How-To: Automatic Differentiation
Retro computes gradients (and optionally Hessians) through DifferentiationInterface.jl, which means any AD backend that DI supports can be used.
Supported backends (non-exhaustive)
| Backend | Type tag | Mode | Best for |
|---|---|---|---|
| ForwardDiff.jl | AutoForwardDiff() | Forward | Small-to-medium $n$ |
| Enzyme.jl | AutoEnzyme() | Reverse | Large $n$, compiled code |
| Zygote.jl | AutoZygote() | Reverse | ML-style models |
| FiniteDiff.jl | AutoFiniteDiff() | Finite diff | Black-box functions |
Tip
AutoForwardDiff() and AutoEnzyme() are
re-exported by Retro via ADTypes, so you don't need to import
them separately.
Using ForwardDiff (simplest)
using Retro, ForwardDiff
f(x) = 100*(x[2] - x[1]^2)^2 + (1 - x[1])^2
prob = RetroProblem(f, [-1.2, 1.0], AutoForwardDiff())
result = optimize(prob)Using Enzyme
using Retro, Enzyme
prob = RetroProblem(f, [-1.2, 1.0], AutoEnzyme())
result = optimize(prob)Mixing user gradient + AD Hessian
If you have a hand-coded gradient but want AD for the Hessian:
function my_grad!(g, x)
g[1] = -400*x[1]*(x[2] - x[1]^2) - 2*(1 - x[1])
g[2] = 200*(x[2] - x[1]^2)
end
prob = RetroProblem(f, my_grad!, [-1.2, 1.0], AutoForwardDiff())
result = optimize(prob; hessian_approximation = ExactHessian())The AD backend is only used for the Hessian here; the gradient uses your function.
Fully analytic (no AD)
prob = RetroProblem(f, my_grad!, my_hess!, [-1.2, 1.0])
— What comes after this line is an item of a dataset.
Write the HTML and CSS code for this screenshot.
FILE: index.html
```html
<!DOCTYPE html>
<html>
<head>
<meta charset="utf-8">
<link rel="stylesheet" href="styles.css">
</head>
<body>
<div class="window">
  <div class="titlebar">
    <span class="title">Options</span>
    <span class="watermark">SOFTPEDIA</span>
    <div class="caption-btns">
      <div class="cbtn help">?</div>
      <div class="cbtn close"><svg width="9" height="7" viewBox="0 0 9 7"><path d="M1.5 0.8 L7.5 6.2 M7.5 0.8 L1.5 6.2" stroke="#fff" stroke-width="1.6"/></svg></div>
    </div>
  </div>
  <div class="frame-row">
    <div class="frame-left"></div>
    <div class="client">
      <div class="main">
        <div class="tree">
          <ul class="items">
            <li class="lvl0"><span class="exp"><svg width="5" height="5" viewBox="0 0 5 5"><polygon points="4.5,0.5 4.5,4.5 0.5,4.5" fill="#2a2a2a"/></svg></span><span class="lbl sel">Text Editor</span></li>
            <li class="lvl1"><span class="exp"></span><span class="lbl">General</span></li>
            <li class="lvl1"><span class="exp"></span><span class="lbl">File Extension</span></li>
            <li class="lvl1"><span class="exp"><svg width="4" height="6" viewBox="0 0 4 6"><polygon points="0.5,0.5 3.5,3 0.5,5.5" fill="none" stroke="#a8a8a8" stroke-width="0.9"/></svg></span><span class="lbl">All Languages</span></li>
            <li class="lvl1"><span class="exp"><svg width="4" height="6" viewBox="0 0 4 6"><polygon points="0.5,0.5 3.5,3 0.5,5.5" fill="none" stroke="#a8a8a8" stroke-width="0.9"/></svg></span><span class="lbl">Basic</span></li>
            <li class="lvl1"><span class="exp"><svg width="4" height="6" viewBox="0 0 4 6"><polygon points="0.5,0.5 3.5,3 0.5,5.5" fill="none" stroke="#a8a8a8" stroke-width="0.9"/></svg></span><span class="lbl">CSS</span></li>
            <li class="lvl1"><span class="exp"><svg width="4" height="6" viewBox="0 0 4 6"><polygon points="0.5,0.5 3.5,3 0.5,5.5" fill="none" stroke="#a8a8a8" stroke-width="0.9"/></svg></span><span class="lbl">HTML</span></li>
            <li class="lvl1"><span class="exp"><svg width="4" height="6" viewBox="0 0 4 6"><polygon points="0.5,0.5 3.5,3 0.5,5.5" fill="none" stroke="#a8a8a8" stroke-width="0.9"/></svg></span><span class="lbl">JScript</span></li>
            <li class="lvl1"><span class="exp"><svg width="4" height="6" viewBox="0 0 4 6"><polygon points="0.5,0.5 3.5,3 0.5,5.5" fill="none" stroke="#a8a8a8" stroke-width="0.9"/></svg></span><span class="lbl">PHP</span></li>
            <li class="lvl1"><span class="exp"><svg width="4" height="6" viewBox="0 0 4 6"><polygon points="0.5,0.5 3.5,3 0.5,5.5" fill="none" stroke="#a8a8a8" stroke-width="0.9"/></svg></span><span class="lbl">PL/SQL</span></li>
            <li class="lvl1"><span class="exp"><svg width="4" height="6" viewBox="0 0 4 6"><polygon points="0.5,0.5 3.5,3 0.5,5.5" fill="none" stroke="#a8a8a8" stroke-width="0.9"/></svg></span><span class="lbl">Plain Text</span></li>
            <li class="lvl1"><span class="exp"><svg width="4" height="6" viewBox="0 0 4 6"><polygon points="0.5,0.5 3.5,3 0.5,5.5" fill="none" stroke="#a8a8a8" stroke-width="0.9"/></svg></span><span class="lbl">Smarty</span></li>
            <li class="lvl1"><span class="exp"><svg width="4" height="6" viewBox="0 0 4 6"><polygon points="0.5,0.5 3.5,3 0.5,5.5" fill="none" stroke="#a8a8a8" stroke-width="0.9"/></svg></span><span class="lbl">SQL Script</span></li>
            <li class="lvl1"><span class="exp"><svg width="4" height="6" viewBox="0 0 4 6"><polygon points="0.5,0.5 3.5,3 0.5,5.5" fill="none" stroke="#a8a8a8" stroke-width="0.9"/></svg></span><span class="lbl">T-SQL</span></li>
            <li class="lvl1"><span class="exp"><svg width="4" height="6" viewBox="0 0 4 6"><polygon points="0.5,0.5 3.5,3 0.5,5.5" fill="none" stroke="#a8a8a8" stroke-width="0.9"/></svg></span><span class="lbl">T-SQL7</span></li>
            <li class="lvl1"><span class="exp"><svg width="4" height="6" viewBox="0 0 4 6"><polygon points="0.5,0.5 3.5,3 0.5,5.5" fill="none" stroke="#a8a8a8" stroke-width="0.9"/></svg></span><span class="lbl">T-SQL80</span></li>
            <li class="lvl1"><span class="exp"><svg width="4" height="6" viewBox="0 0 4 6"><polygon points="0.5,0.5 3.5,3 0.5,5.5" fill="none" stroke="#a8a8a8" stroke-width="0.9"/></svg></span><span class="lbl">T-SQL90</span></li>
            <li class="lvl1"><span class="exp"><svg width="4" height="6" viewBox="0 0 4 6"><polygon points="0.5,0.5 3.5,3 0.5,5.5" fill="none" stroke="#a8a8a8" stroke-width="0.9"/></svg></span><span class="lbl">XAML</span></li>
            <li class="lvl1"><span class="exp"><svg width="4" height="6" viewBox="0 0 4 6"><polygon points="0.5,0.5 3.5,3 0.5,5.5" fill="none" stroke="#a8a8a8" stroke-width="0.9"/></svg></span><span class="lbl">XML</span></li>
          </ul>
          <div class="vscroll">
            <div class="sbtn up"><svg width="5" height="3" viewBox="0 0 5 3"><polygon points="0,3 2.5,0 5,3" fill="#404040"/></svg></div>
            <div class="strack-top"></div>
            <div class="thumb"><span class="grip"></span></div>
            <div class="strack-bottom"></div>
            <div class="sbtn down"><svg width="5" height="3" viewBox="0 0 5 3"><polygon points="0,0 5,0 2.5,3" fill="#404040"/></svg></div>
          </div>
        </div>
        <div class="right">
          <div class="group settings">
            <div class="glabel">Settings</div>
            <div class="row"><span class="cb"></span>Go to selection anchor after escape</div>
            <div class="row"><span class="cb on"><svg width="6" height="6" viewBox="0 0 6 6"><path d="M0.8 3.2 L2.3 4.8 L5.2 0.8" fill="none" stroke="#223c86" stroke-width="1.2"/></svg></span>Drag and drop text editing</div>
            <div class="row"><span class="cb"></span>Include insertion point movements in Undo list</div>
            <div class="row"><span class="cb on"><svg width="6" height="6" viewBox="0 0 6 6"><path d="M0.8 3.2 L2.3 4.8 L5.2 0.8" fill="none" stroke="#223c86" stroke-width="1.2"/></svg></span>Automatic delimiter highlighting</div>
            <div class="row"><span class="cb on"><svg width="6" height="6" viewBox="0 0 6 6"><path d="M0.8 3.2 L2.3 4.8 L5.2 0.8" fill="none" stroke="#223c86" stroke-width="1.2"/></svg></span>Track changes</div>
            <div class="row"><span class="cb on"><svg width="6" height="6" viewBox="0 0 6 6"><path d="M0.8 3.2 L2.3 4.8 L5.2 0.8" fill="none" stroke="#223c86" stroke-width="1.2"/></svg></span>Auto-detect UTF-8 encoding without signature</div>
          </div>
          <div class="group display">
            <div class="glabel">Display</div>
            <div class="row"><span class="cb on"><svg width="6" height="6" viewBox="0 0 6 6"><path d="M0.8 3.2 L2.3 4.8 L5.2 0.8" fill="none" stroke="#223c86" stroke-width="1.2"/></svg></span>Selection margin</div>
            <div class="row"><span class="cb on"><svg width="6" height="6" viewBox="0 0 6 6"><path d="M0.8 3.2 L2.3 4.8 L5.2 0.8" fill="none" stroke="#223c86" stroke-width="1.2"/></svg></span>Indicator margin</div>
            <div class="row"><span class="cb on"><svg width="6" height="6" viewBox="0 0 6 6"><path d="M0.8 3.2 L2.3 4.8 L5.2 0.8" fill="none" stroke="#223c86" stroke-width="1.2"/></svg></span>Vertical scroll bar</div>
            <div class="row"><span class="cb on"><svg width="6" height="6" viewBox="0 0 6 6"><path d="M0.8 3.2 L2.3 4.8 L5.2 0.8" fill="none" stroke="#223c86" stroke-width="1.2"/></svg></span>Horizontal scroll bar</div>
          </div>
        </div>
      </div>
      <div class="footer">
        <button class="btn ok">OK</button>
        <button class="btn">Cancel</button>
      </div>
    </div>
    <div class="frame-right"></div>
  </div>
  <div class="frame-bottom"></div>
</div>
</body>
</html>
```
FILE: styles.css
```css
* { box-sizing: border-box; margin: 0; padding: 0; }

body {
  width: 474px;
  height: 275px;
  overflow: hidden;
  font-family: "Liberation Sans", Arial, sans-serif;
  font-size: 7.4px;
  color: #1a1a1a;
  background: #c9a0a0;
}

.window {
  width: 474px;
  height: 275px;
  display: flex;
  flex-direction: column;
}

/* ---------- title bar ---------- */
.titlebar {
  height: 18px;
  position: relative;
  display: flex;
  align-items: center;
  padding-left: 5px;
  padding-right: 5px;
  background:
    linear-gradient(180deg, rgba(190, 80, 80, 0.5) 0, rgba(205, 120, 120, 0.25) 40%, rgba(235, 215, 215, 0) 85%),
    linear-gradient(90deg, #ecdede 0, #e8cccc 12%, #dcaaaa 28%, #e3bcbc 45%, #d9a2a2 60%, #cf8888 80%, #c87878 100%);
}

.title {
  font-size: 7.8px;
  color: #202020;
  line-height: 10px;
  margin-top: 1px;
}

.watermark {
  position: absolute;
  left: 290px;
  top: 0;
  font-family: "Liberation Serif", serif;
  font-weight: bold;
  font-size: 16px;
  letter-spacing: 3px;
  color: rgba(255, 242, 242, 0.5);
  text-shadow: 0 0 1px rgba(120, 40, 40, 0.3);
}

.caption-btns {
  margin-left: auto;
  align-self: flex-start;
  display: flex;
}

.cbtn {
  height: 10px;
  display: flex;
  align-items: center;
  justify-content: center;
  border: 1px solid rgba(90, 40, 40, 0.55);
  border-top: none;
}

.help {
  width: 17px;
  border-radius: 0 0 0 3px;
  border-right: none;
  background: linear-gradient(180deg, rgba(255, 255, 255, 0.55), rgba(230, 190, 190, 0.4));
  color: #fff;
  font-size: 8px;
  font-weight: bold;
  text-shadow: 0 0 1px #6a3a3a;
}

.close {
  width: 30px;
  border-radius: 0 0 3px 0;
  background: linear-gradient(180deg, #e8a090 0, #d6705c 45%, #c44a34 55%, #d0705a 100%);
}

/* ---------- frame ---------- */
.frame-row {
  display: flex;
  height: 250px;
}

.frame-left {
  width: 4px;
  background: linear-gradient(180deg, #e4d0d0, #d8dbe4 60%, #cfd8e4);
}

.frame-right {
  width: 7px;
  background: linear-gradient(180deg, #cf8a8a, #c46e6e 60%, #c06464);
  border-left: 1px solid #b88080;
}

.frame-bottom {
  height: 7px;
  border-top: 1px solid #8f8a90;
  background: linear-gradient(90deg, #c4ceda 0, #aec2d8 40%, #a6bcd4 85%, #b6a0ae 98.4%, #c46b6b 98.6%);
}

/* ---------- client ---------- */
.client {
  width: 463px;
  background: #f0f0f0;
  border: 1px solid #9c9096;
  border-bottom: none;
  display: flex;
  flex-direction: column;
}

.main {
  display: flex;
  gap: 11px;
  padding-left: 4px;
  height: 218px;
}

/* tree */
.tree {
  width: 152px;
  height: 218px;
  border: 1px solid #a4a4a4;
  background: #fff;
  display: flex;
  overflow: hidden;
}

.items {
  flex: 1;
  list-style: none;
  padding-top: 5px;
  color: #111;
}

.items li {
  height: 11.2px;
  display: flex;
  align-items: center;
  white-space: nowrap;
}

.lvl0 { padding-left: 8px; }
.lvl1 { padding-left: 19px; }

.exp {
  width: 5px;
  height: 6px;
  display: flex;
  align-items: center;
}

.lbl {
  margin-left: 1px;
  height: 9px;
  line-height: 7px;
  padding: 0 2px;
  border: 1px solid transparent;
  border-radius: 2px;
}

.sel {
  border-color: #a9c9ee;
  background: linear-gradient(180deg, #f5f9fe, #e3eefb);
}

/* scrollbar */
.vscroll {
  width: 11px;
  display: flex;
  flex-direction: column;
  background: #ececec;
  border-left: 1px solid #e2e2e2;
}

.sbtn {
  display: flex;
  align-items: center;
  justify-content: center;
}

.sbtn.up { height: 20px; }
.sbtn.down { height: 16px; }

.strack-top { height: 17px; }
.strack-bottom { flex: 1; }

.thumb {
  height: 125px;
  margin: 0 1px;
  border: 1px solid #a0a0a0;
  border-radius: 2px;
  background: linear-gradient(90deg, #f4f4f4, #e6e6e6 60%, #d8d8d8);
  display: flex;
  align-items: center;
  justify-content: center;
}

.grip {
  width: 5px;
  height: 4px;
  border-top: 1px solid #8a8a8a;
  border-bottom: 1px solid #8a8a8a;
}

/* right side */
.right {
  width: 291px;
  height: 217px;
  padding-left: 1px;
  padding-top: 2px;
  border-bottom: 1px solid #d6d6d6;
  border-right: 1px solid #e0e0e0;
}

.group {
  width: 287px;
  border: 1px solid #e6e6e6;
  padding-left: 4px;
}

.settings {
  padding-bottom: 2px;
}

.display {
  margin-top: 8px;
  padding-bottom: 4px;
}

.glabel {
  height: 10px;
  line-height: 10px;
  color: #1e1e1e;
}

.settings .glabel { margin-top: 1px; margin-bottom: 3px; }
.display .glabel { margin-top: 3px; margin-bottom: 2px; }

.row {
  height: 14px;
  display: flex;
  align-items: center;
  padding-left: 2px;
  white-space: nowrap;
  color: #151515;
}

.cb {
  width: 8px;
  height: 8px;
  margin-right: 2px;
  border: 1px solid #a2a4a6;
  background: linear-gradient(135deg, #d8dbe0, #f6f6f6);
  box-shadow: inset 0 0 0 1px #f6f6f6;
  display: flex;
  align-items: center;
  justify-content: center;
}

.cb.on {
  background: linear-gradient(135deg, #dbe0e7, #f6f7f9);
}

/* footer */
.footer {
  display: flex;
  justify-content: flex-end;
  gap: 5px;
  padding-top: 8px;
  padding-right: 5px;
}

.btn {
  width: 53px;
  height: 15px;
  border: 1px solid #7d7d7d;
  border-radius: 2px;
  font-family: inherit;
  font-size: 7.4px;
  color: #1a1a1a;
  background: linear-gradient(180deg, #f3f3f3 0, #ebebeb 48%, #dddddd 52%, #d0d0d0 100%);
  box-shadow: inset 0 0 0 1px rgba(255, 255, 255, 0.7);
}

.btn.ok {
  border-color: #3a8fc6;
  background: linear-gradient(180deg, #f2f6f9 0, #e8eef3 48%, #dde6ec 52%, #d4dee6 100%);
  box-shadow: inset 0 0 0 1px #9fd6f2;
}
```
# no AD backend neededHow preparation works
When you construct a RetroProblem (or the underlying objective type), Retro calls DifferentiationInterface.prepare_gradient and DifferentiationInterface.prepare_hessian once on the initial x0. These prep objects are cached inside the objective and reused at every subsequent evaluation, making repeated calls allocation-free.
Troubleshooting
"Method error: no method matching prepare_gradient" → You forgot to load the backend package. Add using ForwardDiff (or whichever backend you chose) before constructing the problem.
Slow first call → Normal — Julia's JIT compilation. Subsequent calls will be fast. Consider using PrecompileTools in a sysimage if startup matters.
Backend doesn't support Hessians → Some reverse-mode backends only support gradients. Use BFGS() (default) as the Hessian approximation — it only needs gradients. Switch to ExactHessian() only with backends that support second-order derivatives (ForwardDiff, Enzyme).